- Film poster of Doraha
- Directed by: Pervaiz Malik
- Written by: Syed Ahmed Rifat
- Produced by: Sohail Rana Pervaiz Malik
- Starring: Waheed Murad Shamim Ara Deeba Talish Ibrahim Nafees Nirala Talat Siddiqui
- Music by: Sohail Rana
- Production company: United Talents
- Release date: 25 August 1967;
- Running time: 180 minutes
- Country: Pakistan
- Language: Urdu

= Doraha (film) =

1967 film

Doraha is a 1967 Pakistani musical romance film written by Syed Ahmed Rifat and directed by Pervaiz Malik. It starred Waheed Murad and Shamim Ara, with Deeba, Talish and Ibrahim Nafees in the supporting cast. The film became remarkable due to its music, which was composed by Sohail Rana. It was co-produced by Malik and Rana under the banner United Talents.

At the box office, the film failed to become a big hit, as it was expected, but it gained more importance after several years, especially during the 1980s and 1990s due to its music and songs.

== Plot ==
The story begins with a young, educated singer, Nadeem, who wants to establish himself in the music industry. Upon receiving a letter from his friend Nasir, Nadeem comes to Murree from Karachi, where he meets Naheed, the daughter of his former teacher Amjad. After initial comedic misunderstandings, Nadeem and Naheed fall in love and make promises to each other. Meanwhile, a local girl, Shano, also develops feelings for Nadeem.

Nadeem returns to Karachi for a recording, and Naheed also moves back with her father. Nadeem sends his mother to propose to Naheed's family, but Amjad insults Nadeem's singing career and rejects the proposal. Nadeem's mother dies of grief, and he returns to Murree to stay with Nasir. Amjad arranges Naheed's marriage to Asif, an engineer.

Nadeem meets Shano again, who tries to console him, but he rejects her advances. Asif's company starts a construction project, and Nadeem gets a job there, unaware that Asif is Naheed's husband. Asif recognizes Nadeem's talent and promotes him. When Asif forces Nadeem to sing at his wedding anniversary, Nadeem is shocked to see Naheed as Asif's wife. Naheed insults Nadeem and asks him to leave.

Later, Nadeem saves Asif from an assassination attempt and becomes blind due to injuries.

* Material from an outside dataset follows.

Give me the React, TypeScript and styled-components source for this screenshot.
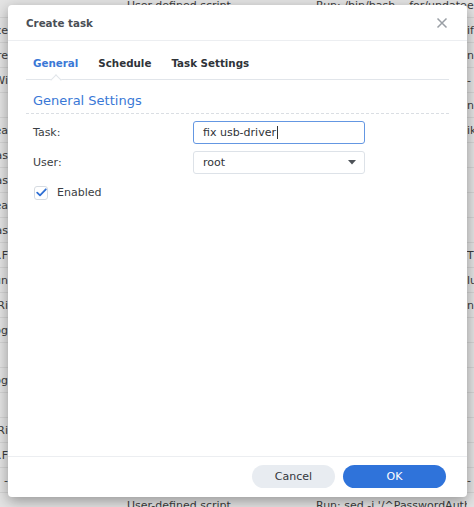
import styled, { createGlobalStyle } from "styled-components";

const GlobalStyle = createGlobalStyle`
  html, body {
    margin: 0;
    padding: 0;
    width: 474px;
    height: 507px;
    overflow: hidden;
    background: #e4e4e4;
    font-family: "DejaVu Sans", Verdana, sans-serif;
  }
`;

const Backdrop = styled.div`
	position: relative;
	width: 474px;
	height: 507px;
	overflow: hidden;
	background: #e4e4e4;
`;

const Table = styled.div`
	margin-top: -7px;
	display: flex;
	flex-direction: column;
`;

const Row = styled.div`
	display: grid;
	grid-template-columns: 8px 119px 189px 151px 1fr;
	height: 25px;
	line-height: 25px;
	font-size: 11px;
	color: #3c3c3c;
	border-bottom: 1px solid #d4d4d4;
	box-sizing: border-box;
	white-space: nowrap;
`;

const EdgeCell = styled.div`
	display: flex;
	justify-content: flex-end;
	overflow: hidden;
`;

const Cell = styled.div`
	overflow: hidden;
`;

const Modal = styled.div`
	position: absolute;
	left: 8px;
	top: 5px;
	width: 459px;
	height: 492px;
	background: #fff;
	border-radius: 4px;
	box-shadow: 0 4px 14px rgba(0, 0, 0, 0.35);
	display: flex;
	flex-direction: column;
	box-sizing: border-box;
`;

const Header = styled.div`
	height: 35px;
	flex: none;
	display: flex;
	align-items: center;
	justify-content: space-between;
	padding: 0 19px 0 18px;
	border-bottom: 1px solid #eceef1;
`;

const Title = styled.div`
	font-size: 10.3px;
	font-weight: bold;
	color: #4a4f56;
`;

const CloseButton = styled.div`
	width: 12px;
	height: 12px;
	display: flex;
	cursor: pointer;
`;

const Body = styled.div`
	flex: 1;
	padding: 0 18px;
`;

const TabBar = styled.div`
	height: 38px;
	display: flex;
	gap: 20px;
	padding-left: 7px;
	border-bottom: 1px solid #e1e5ea;
`;

const Tab = styled.div<{ $active?: boolean }>`
	position: relative;
	padding-top: 15px;
	line-height: 14px;
	font-size: 10.3px;
	font-weight: bold;
	color: ${p => (p.$active ? "#3a78d6" : "#2f3338")};

	${p => p.$active && `
		&::after {
			content: "";
			position: absolute;
			left: 50%;
			bottom: -5px;
			width: 7px;
			height: 7px;
			margin-left: -4px;
			background: #fff;
			border-left: 1px solid #e1e5ea;
			border-top: 1px solid #e1e5ea;
			transform: rotate(45deg);
		}
	`}
`;

const SectionTitle = styled.div`
	padding: 12px 7px 3px;
	line-height: 18px;
	font-size: 13px;
	color: #3a78d6;
	border-bottom: 1px dashed #dadee3;
`;

const Form = styled.div`
	display: flex;
	flex-direction: column;
	gap: 7px;
	padding: 7px 7px 0;
`;

const FieldRow = styled.div`
	display: grid;
	grid-template-columns: 160px 172px;
	align-items: center;
	height: 23px;
`;

const Label = styled.div`
	font-size: 11px;
	color: #3a3e43;
`;

const Field = styled.div<{ $focused?: boolean }>`
	height: 23px;
	box-sizing: border-box;
	border: 1px solid ${p => (p.$focused ? "#6497e2" : "#dde2e8")};
	border-radius: 3px;
	display: flex;
	align-items: center;
	padding: 0 8px 0 9px;
	font-size: 11px;
	color: #2f3338;
	background: #fff;
`;

const Caret = styled.span`
	display: inline-block;
	width: 1px;
	height: 13px;
	background: #333;
	margin-left: 1px;
`;

const SelectValue = styled.span`
	flex: 1;
`;

const CheckRow = styled.label`
	display: flex;
	align-items: center;
	gap: 9px;
	height: 23px;
	font-size: 11px;
	color: #3a3e43;
	padding-left: 1px;
`;

const CheckBox = styled.span`
	width: 14px;
	height: 14px;
	box-sizing: border-box;
	border: 1px solid #d6dbe1;
	border-radius: 3px;
	display: flex;
	align-items: center;
	justify-content: center;
	background: #fff;
`;

const Footer = styled.div`
	flex: none;
	display: flex;
	justify-content: flex-end;
	gap: 8px;
	padding: 8px 21px 9px;
	border-top: 1px solid #eceef1;
`;

const Button = styled.button<{ $primary?: boolean }>`
	height: 23px;
	width: ${p => (p.$primary ? "103px" : "83px")};
	border: none;
	border-radius: 12px;
	font-family: "DejaVu Sans", Verdana, sans-serif;
	font-size: 11px;
	background: ${p => (p.$primary ? "#2f73da" : "#e8ecf1")};
	color: ${p => (p.$primary ? "#fff" : "#33373c")};
	padding: 0;
	cursor: pointer;
`;

const rows: [string, string, string, string][] = [
	["", "User-defined script", "Run: /bin/bash ...for/update", "e"],
	["Service", "", "", "if"],
	["Restore", "", "", "n"],
	["Wi", "", "", "-"],
	["", "", "", "n"],
	["Clea", "", "", "ik"],
	["Tas", "", "", ""],
	["Tas", "", "", ""],
	["Clea", "", "", ""],
	["Tas", "", "", ""],
	["x.F", "", "", "T"],
	["Run", "", "", "lu"],
	["Ri", "", "", "n"],
	["Log", "", "", ""],
	["", "", "", ""],
	["Log", "", "", ""],
	["", "", "", ""],
	["Ri", "", "", ""],
	["x.F", "", "", ""],
	["-", "", "", "-"],
	["", "User-defined script", "Run: sed -i '/^PasswordAuth", ""],
];

const App = () => {
	return (
		<>
			<GlobalStyle />
			<Backdrop>
				<Table>
					{rows.map((r, i) => (
						<Row key={i}>
							<EdgeCell><span>{r[0]}</span></EdgeCell>
							<Cell />
							<Cell>{r[1]}</Cell>
							<Cell>{r[2]}</Cell>
							<Cell>{r[3]}</Cell>
						</Row>
					))}
				</Table>

				<Modal>
					<Header>
						<Title>Create task</Title>
						<CloseButton>
							<svg width="12" height="12" viewBox="0 0 12 12">
								<path d="M1.5 1.5 L10.5 10.5 M10.5 1.5 L1.5 10.5" stroke="#9a9fa5" strokeWidth="1.5" fill="none" />
							</svg>
						</CloseButton>
					</Header>
					<Body>
						<TabBar>
							<Tab $active>General</Tab>
							<Tab>Schedule</Tab>
							<Tab>Task Settings</Tab>
						</TabBar>
						<SectionTitle>General Settings</SectionTitle>
						<Form>
							<FieldRow>
								<Label>Task:</Label>
								<Field $focused>fix usb-driver<Caret /></Field>
							</FieldRow>
							<FieldRow>
								<Label>User:</Label>
								<Field>
									<SelectValue>root</SelectValue>
									<svg width="8" height="5" viewBox="0 0 8 5">
										<path d="M0 0 L8 0 L4 4.5 Z" fill="#4d5258" />
									</svg>
								</Field>
							</FieldRow>
							<CheckRow>
								<CheckBox>
									<svg width="11" height="9" viewBox="0 0 11 9">
										<path d="M1.2 4.6 L4 7.3 L9.8 1.3" stroke="#2f6fd4" strokeWidth="1.8" fill="none" strokeLinecap="round" strokeLinejoin="round" />
									</svg>
								</CheckBox>
								Enabled
							</CheckRow>
						</Form>
					</Body>
					<Footer>
						<Button>Cancel</Button>
						<Button $primary>OK</Button>
					</Footer>
				</Modal>
			</Backdrop>
		</>
	);
};

export default App;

Naheed visits Asif in the hospital and discovers Nadeem's identity. Overcome with regret, she asks Shano to take care of Nadeem. Shano, who has been loving Nadeem, becomes possessive and jealous, but Nadeem eventually accepts her care. Eventually, Nadeem, Shano, and their friends return to the city, with Nadeem coming to terms with his new life with Shano.

==Cast==
- Waheed Murad as Nadeem
- Shamim Ara as Naheed
- Deeba as Shano
- Ibrahim Nafees as Asif
- Talish as Amjad
- Nirala as Nasir
- Talat Siddiqui as Nadeem's mother
- Qurban Jilani as Arshad

== Production ==
The songs of the film were recorded in Lahore while the film was mainly shot in Karachi's Eastern Studios.

==Release==
The film was released by United Talents on 25 August 1967 on cinemas of Karachi and Lahore. During the same year, Doraha got tough competition from other successful films like Chakori, Lakhon Mein Aik, Darshan and Aag.

==Music==
The music of the film is composed by Sohail Rana. The songs of Doraha, particularly, Bhooli hui hoon daastan ... , Mujhe tum nazar se gira tau rahe ho ... Haan isi more par ... Tumhein kaise bata doon ... and Ajnabi zara souch lo ... became very popular on the Radio at that time. The evergreen songs of the film were written by Masroor Anwar and mostly sung by Ahmed Rushdi and Mala. Only one song was recorded in Mehdi Hassan's voice. Waheed Murad declared Rushdi's song, "Bhooli hui hoon daastan", his favorite song. The film Doraha proved to be a milestone in Ahmed Rushdi's career.

===Track listing===
- Tumhen Kaise Bata Doon by Ahmed Rushdi
- Bhooli Hui Hoon Daastan by Ahmed Rushdi
- Bhooli Hui Hoon Daastan by Ahmed Rushdi and Mala
- Mujhe Tum Nazar Se Gira Tau Rahe Ho by Mehdi Hassan
- Haan Isi Mor Par by Ahmed Rushdi
- Ajnabi Zara Souch Lo by Ahmed Rushdi
- Koi Mere Dil Mein by Mala
- Wafaaon Ka Badla by Mala
- Ae Chand Zara Ruk Jaana by Mala

The ghazal Mujhe Tum Nazar Se Gira Tau Rahe Ho was later covered by many singers including Ali Zafar.